Como vimos, sobre o adquirente impende a responsabilidade solidária pelas obrigações laborais do transmitente constituídas até 12 meses antes da transmissão, mesmo que respeitem a trabalhadores cujos contratos tenham já cessado à data da referida transmissão (art.º 76/4) e sejam por eles reclamadas. Assim, no que respeita aos créditos salariais que, à data da transmissão da empresa ou estabelecimento, os trabalhadores tenham sobre a respectiva entidade empregadora, o adquirente responde, solidariamente com o transmitente, responsabilidade solidária que é extensiva ainda relativamente aos trabalhadores, cujo contrato cessou antes da transmissão, mas cujos créditos são relativos aos 12 meses que antecederam essa mudança (art.º 76, n.ºs 3 e 4). (143)
O adquirente e transmitente são, por isso, obrigados a informar os trabalhadores da transmissão, para efeitos de reclamação dos créditos laborais, que têm um prazo de 60 dias - contados a partir da data da comunicação ou da publicação de aviso nos locais de trabalho - para o exercício desse direito de reclamação, sob pena de caducidade (art.º 77/2).

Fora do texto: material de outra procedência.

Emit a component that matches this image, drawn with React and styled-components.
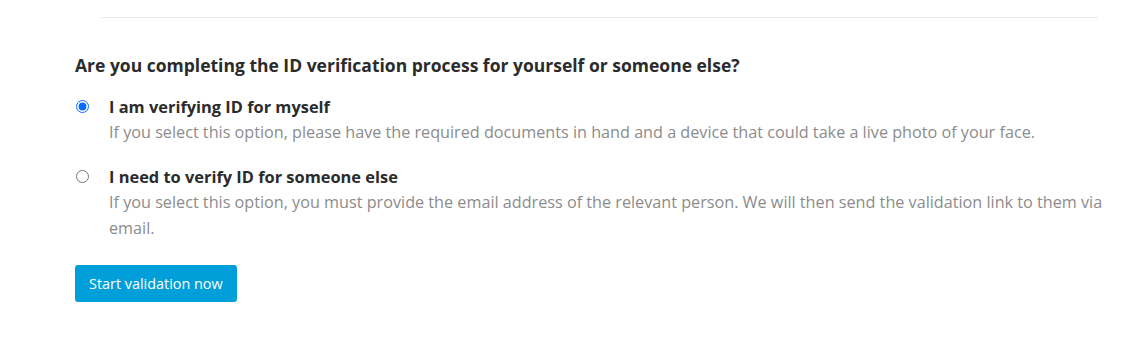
import { useState } from "react";
import styled, { createGlobalStyle } from "styled-components";

const GlobalStyle = createGlobalStyle`
  body {
    margin: 0;
    background: #fff;
    font-family: "Open Sans", "Lato", sans-serif;
  }
`;

const options = [
  {
    id: "self",
    title: "I am verifying ID for myself",
    text: "If you select this option, please have the required documents in hand and a device that could take a live photo of your face.",
  },
  {
    id: "other",
    title: "I need to verify ID for someone else",
    text: "If you select this option, you must provide the email address of the relevant person. We will then send the validation link to them via email.",
  },
];

function App() {
  const [choice, setChoice] = useState("self");

  return (
    <Page>
      <GlobalStyle />
      <Divider />
      <Form>
        <Question>
          Are you completing the ID verification process for yourself or someone else?
        </Question>
        <OptionList>
          {options.map((opt) => (
            <Option key={opt.id}>
              <Radio
                type="radio"
                name="verify"
                checked={choice === opt.id}
                onChange={() => setChoice(opt.id)}
              />
              <OptionBody>
                <OptionTitle>{opt.title}</OptionTitle>
                <OptionText>{opt.text}</OptionText>
              </OptionBody>
            </Option>
          ))}
        </OptionList>
        <StartButton type="button">Start validation now</StartButton>
      </Form>
    </Page>
  );
}

const Page = styled.div`
  width: 1135px;
  height: 341px;
  padding-top: 17px;
  box-sizing: border-box;
`;

const Divider = styled.hr`
  margin: 0 37px 0 100px;
  border: 0;
  border-top: 1px solid #ebebeb;
`;

const Form = styled.div`
  padding: 35px 24px 0 75px;
  display: flex;
  flex-direction: column;
  align-items: flex-start;
`;

const Question = styled.h2`
  margin: 0;
  font-size: 17.5px;
  font-weight: 700;
  color: #2b2b2b;
  line-height: 24px;
`;

const OptionList = styled.div`
  display: flex;
  flex-direction: column;
  gap: 21px;
  margin-top: 19px;
`;

const Option = styled.label`
  display: flex;
  align-items: flex-start;
  gap: 20px;
  cursor: pointer;
`;

const Radio = styled.input`
  margin: 4px 0 0 1px;
  width: 13px;
  height: 13px;
  flex-shrink: 0;
  accent-color: #0a6cff;
`;

const OptionBody = styled.div`
  display: flex;
  flex-direction: column;
  gap: 1px;
`;

const OptionTitle = styled.span`
  font-size: 16.4px;
  font-weight: 700;
  color: #2b2b2b;
  line-height: 22px;
`;

const OptionText = styled.span`
  font-size: 16.2px;
  color: #8c8c8c;
  line-height: 26px;
`;

const StartButton = styled.button`
  margin-top: 24px;
  height: 37px;
  padding: 0 14px;
  border: 0;
  border-radius: 3px;
  background: #009fd9;
  color: #fff;
  font-family: inherit;
  font-size: 14.4px;
  cursor: pointer;
`;

export default App;
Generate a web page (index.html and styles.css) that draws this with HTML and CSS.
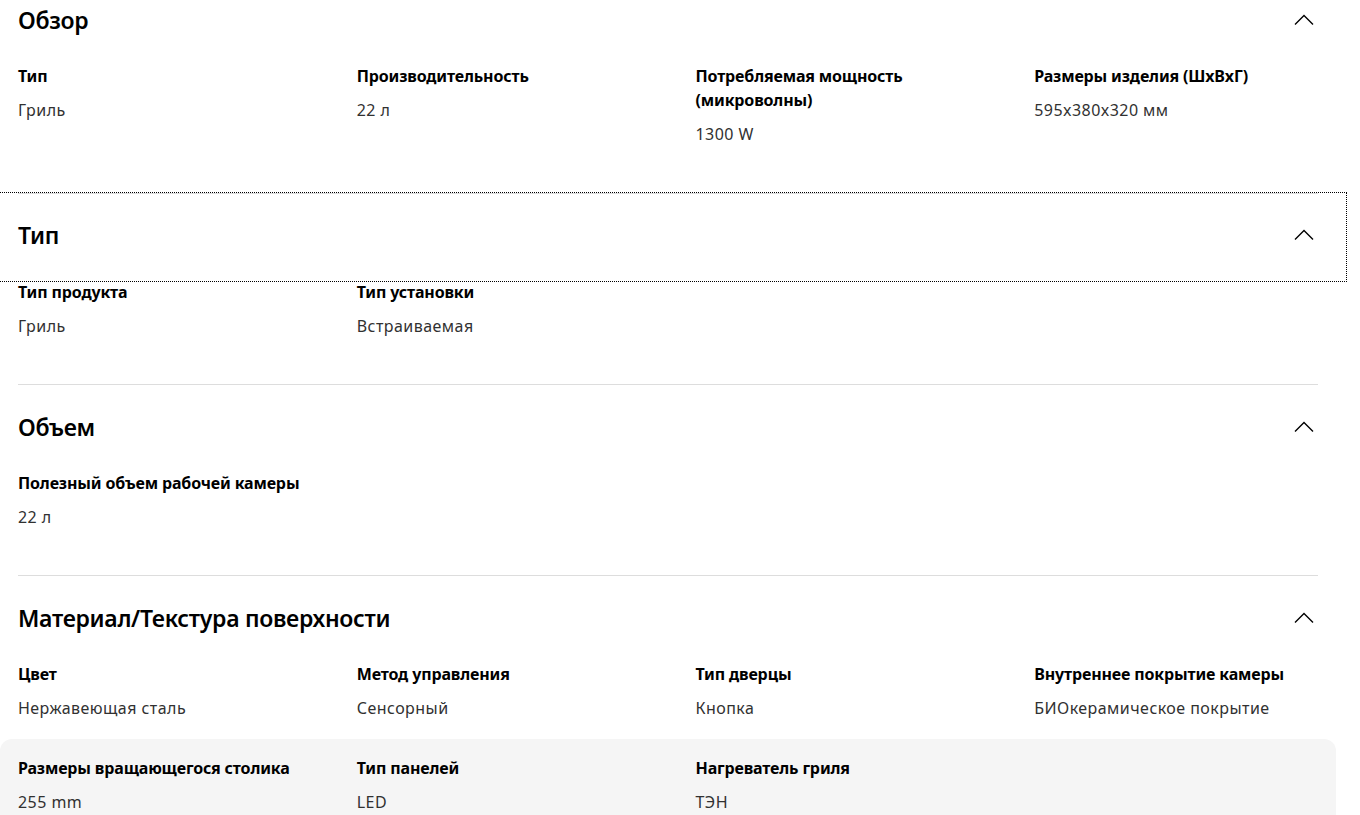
FILE: index.html
```html
<!DOCTYPE html>
<html lang="ru">
<head>
<meta charset="utf-8">
<link rel="stylesheet" href="styles.css">
</head>
<body>
<div class="page">
  <section class="spec">
    <div class="spec-head">
      <h2 class="spec-title">Обзор</h2>
      <svg class="chev" width="20" height="11" viewBox="0 0 20 11"><path d="M1 10.5 L10 1.5 L19 10.5" fill="none" stroke="#000" stroke-width="1.4"/></svg>
    </div>
    <div class="grid">
      <div class="item"><div class="label">Тип</div><div class="value">Гриль</div></div>
      <div class="item"><div class="label">Производительность</div><div class="value">22 л</div></div>
      <div class="item"><div class="label">Потребляемая мощность (микроволны)</div><div class="value">1300 W</div></div>
      <div class="item"><div class="label">Размеры изделия (ШxВxГ)</div><div class="value">595x380x320 мм</div></div>
    </div>
  </section>
  <section class="spec">
    <div class="spec-head focused">
      <h2 class="spec-title">Тип</h2>
      <svg class="chev" width="20" height="11" viewBox="0 0 20 11"><path d="M1 10.5 L10 1.5 L19 10.5" fill="none" stroke="#000" stroke-width="1.4"/></svg>
    </div>
    <div class="grid">
      <div class="item"><div class="label">Тип продукта</div><div class="value">Гриль</div></div>
      <div class="item"><div class="label">Тип установки</div><div class="value">Встраиваемая</div></div>
    </div>
  </section>
  <section class="spec">
    <div class="spec-head">
      <h2 class="spec-title">Объем</h2>
      <svg class="chev" width="20" height="11" viewBox="0 0 20 11"><path d="M1 10.5 L10 1.5 L19 10.5" fill="none" stroke="#000" stroke-width="1.4"/></svg>
    </div>
    <div class="grid">
      <div class="item"><div class="label">Полезный объем рабочей камеры</div><div class="value">22 л</div></div>
    </div>
  </section>
  <section class="spec last">
    <div class="spec-head">
      <h2 class="spec-title">Материал/Текстура поверхности</h2>
      <svg class="chev" width="20" height="11" viewBox="0 0 20 11"><path d="M1 10.5 L10 1.5 L19 10.5" fill="none" stroke="#000" stroke-width="1.4"/></svg>
    </div>
    <div class="grid">
      <div class="item"><div class="label">Цвет</div><div class="value">Нержавеющая сталь</div></div>
      <div class="item"><div class="label">Метод управления</div><div class="value">Сенсорный</div></div>
      <div class="item"><div class="label">Тип дверцы</div><div class="value">Кнопка</div></div>
      <div class="item"><div class="label">Внутреннее покрытие камеры</div><div class="value">БИОкерамическое покрытие</div></div>
    </div>
    <div class="grid hl">
      <div class="item"><div class="label">Размеры вращающегося столика</div><div class="value">255 mm</div></div>
      <div class="item"><div class="label">Тип панелей</div><div class="value">LED</div></div>
      <div class="item"><div class="label">Нагреватель гриля</div><div class="value">ТЭН</div></div>
    </div>
  </section>
</div>
</body>
</html>
```
FILE: styles.css
```css
* { box-sizing: border-box; }
html, body { margin: 0; padding: 0; background: #fff; overflow: hidden; }
body {
  font-family: "Noto Sans", "Open Sans", sans-serif;
  color: #000;
}
.page {
  width: 1300px;
  margin-left: 18px;
  margin-top: -22px;
}
.spec {
  border-bottom: 1px solid #dddddd;
  padding-bottom: 46px;
}
.spec:first-child { padding-bottom: 47px; }
.spec.last { border-bottom: none; }
.spec-head {
  height: 86px;
  display: flex;
  align-items: center;
  justify-content: space-between;
  margin: 0 -28px 0 -18px;
  padding: 0 32px 3px 18px;
}
.spec-head.focused {
  outline: 1px dotted #000;
  outline-offset: 1px;
  margin: 0 -27px 0 -17px;
  padding: 0 31px 5px 17px;
}
.spec-title {
  margin: 0;
  font-size: 23px;
  font-weight: 600;
  line-height: 32px;
  letter-spacing: -0.3px;
}
.chev { display: block; }
.grid {
  display: grid;
  grid-template-columns: repeat(4, 1fr);
  column-gap: 55px;
}
.label {
  font-size: 16px;
  font-weight: 700;
  line-height: 24px;
  letter-spacing: -0.15px;
}
.value {
  font-size: 16px;
  line-height: 24px;
  margin-top: 10px;
  color: #313131;
  letter-spacing: 0.45px;
}
.grid.hl {
  background: #f5f5f5;
  border-radius: 12px;
  margin: 19px 0 0 -18px;
  width: 1336px;
  padding: 17px 0 30px 18px;
  column-gap: 55px;
  grid-template-columns: repeat(4, 283.75px);
}
```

Se o trabalhador optar pela rescisão unilateral do contrato, invocando justa causa decorrente da transmissão da empresa ou estabelecimento e fundada nos motivos indicados nas alíneas a) a d) do n.º 2 do art.º 76, a lei confere-lhe o direito de indemnização fixada nos termos do n.º 3 do art.º 130.
Notas:
(139) Para efeitos de transmissão, a noção legal de “empresa”, “estabelecimento” e “parte de empresa ou estabelecimento” corresponde ao de “unidade económica” («unidade produtiva apta a desenvolver uma actividade económica») ainda que do ponto de vista normativo possa ser efectivamente constituída por diversas pessoas jurídicas (art.º 76/6).
(140) Cfr. Duarte da Conceição Casimiro “A Transmissão da Empresa à Luz da Lei do Trabalho Moçambicana” (na anterior Lei do Trabalho, aprovada pela Lei n.º 8/98, de 20 de Julho), p. 66.
(141) Sobre a garantia dos direitos dos trabalhadores em caso de transmissão da empresa ou estabelecimento, vide Acórdãos do Tribunal Supremo de 7.07.2011 - Proc.º n.º 107/09-L (BR, III Série, n.º 23, de 6/06/2012), e de 8.10.2009 - Proc.º n.º 206/05-L (BR, III Série, n.º 23, de 6/06/2012)
(142) Duarte da Conceição Casimiro, A Transmissão da Empresa (…), p. 52.
(143) Nestes termos, o disposto no art.º 76 não se aplica aos trabalhadores cujos contratos de trabalho cessaram antes do período de 12 meses anteriores à transmissão, e o mesmo sucede relativamente aos trabalhadores que, por decisão do transmitente ou por acordo entre este e o adquirente, continuam ao serviço do primeiro empregador, ainda que noutro estabelecimento.